Within this umbrella description, however, many varied strands of agrarianism have existed and have emerged more recently. Herein lie the multiple paradoxes of agrarianism: The term has carried a number of seemingly dichotomous associations, namely, that it fosters both strong communities but also rugged individualism, champions conservative autonomy as well as leftist populism, and was born of antigovernment (or specifically antifederalist) politics yet is also at the bedrock of various national patriotisms. It has been lauded as the pinnacle of self-reliance and independence, even as others argue that agrarianism is the humble recognition of one's dependence on the land and interdependence with neighbors. Agrarianism has been used to justify the primacy of private property as well as also the value of communal land tenure, exemplified in the persistent traditions of the Oaxacan ejidos to the ayllus of Quechua Peru and Bolivia.

Agrarianism has emerged again recently with these paradoxes renewed: It both speaks for the current gourmet of slow food as well as the rights of subsistence farmers stigmatized as “underdeveloped,” “Third World,” or poor. Agrarianism conjures extreme idealism and pragmatism, and although some have been accused of patriarchal nativism, many eco-feminists now embrace the name.

Agrarian Origins

Before and beyond agrarianism as a movement, however, was and remains the use of the term agrarian as an adjective. Agrarian societies are agrocentric and often practice ancient agricultural traditions indigenous to that ecosystem. Such communities have cultivated their lands according to agrarian calendars for millennia and have visual and musical artistic traditions correlating to the staple crops and local herbs. Myriad indigenous agrarian traditions around the world ground themselves in locally specific cosmovisions—each with respective intricate agriculturally oriented metaphysics.

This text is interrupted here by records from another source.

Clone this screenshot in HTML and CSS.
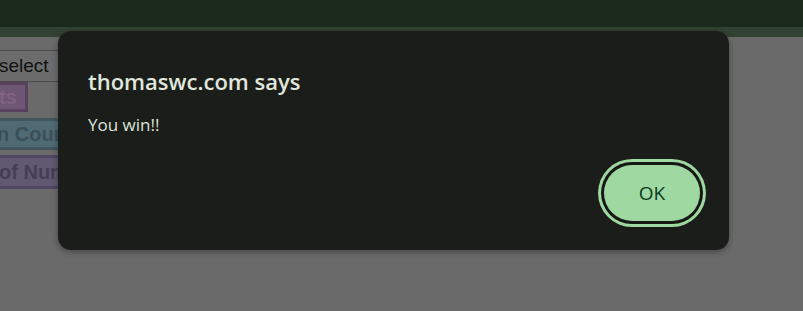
FILE: index.html
```html
<!DOCTYPE html>
<html>
<head>
<meta charset="utf-8">
<link rel="stylesheet" href="styles.css">
</head>
<body>
<div class="topbar"></div>
<div class="band"></div>
<main class="page">
  <div class="select-box"><span class="select-text">select</span></div>
  <div class="tag tag-purple">ts</div>
  <div class="tag tag-blue">n Count</div>
  <div class="tag tag-violet">of Numbers</div>
</main>
<div class="dialog" role="alertdialog">
  <h1 class="dialog-title">thomaswc.com says</h1>
  <p class="dialog-msg">You win!!</p>
  <div class="dialog-actions">
    <button class="ok-btn">OK</button>
  </div>
</div>
</body>
</html>
```
FILE: styles.css
```css
html, body {
  margin: 0;
  padding: 0;
  background: #6a6a6a;
  width: 803px;
  height: 311px;
  overflow: hidden;
}
.topbar {
  height: 27px;
  background: #1b2a1d;
}
.band {
  height: 10px;
  background: #324232;
}
.page {
  display: flex;
  flex-direction: column;
  align-items: flex-start;
  padding-top: 13px;
  font-family: "Liberation Sans", Arial, sans-serif;
}
.select-box {
  box-sizing: border-box;
  width: 80px;
  height: 32px;
  border-top: 1px solid #4a4a4a;
  border-bottom: 1px solid #4a4a4a;
  background: #6c6c6c;
  color: #111;
  font-size: 19px;
  line-height: 30px;
}
.select-text {
  margin-left: -1px;
}
.tag {
  box-sizing: border-box;
  font-weight: bold;
  font-size: 20px;
  white-space: nowrap;
  border: 3px solid;
  padding: 0 3px 0 0;
}
.tag-purple {
  height: 30px;
  line-height: 24px;
  margin-left: -4px;
  padding-right: 8px;
  background: #6e5774;
  border-color: #59405d;
  color: #7e6384;
}
.tag-blue {
  height: 32px;
  line-height: 26px;
  margin-top: 6px;
  margin-left: -6px;
  background: #506a74;
  border-color: #40555e;
  color: #3c4f59;
}
.tag-violet {
  height: 34px;
  line-height: 28px;
  margin-top: 5px;
  margin-left: -4px;
  background: #615872;
  border-color: #4f4661;
  color: #453e56;
}
.dialog {
  position: absolute;
  left: 58px;
  top: 31px;
  width: 671px;
  height: 219px;
  box-sizing: border-box;
  background: #1a1d19;
  border-radius: 13px;
  box-shadow: 0 2px 6px rgba(0, 0, 0, 0.35);
  padding: 36px 29px 29px 30px;
  display: flex;
  flex-direction: column;
  font-family: "Open Sans", "Noto Sans", sans-serif;
}
.dialog-title {
  margin: 0;
  font-size: 22px;
  font-weight: 600;
  line-height: 28px;
  color: #e0e7dd;
}
.dialog-msg {
  margin: 19px 0 0;
  font-size: 17px;
  line-height: 22px;
  color: #dde4da;
}
.dialog-actions {
  margin-top: auto;
  display: flex;
  justify-content: flex-end;
}
.ok-btn {
  width: 96px;
  height: 56px;
  border: none;
  border-radius: 28px;
  background: #9fd8a0;
  color: #0b3a1f;
  font-family: "Open Sans", "Noto Sans", sans-serif;
  font-size: 19px;
  box-shadow: 0 0 0 3px #161815, 0 0 0 6px #9fd8a0;
  padding: 0;
}
```
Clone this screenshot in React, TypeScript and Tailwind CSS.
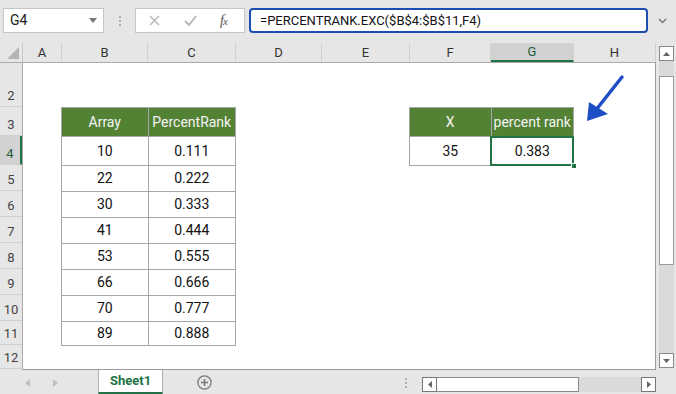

Although thoroughly global in scope, within agrarianism's European lineages, Hesiod and Virgil remain enduring icons, inspiring the agrarian ideals of Thomas Jefferson, who integrated the yeoman farmer prototype into the founding literature and laws of the United States. Other prominent agrarians include the “twelve southerners” who in 1930 penned I'll Take My Stand: An Agrarian Manifesto. Writing in retaliation against what they considered the dehumanizing effects of postwar, northern industrialization, these writers condemned modernity, urbanity, Fordism, the Enlightenment, and the tyranny of science, factories, museums, and automobiles—all of which needlessly sacrificed the finer and more meaningful aspects of life such as craftsmanship, independent thought, silences, religion, the natural world, leisure, community, and the cyclical rhythms of agricultural life. Many of the arguments put forth in these essays—some precursors to current sustainability discourses—have been overshadowed by their elitist and racist context, wherein the lauded leisure and genteel landscape came at the expense of their disenfranchised, exploited, and unmentioned African American servants.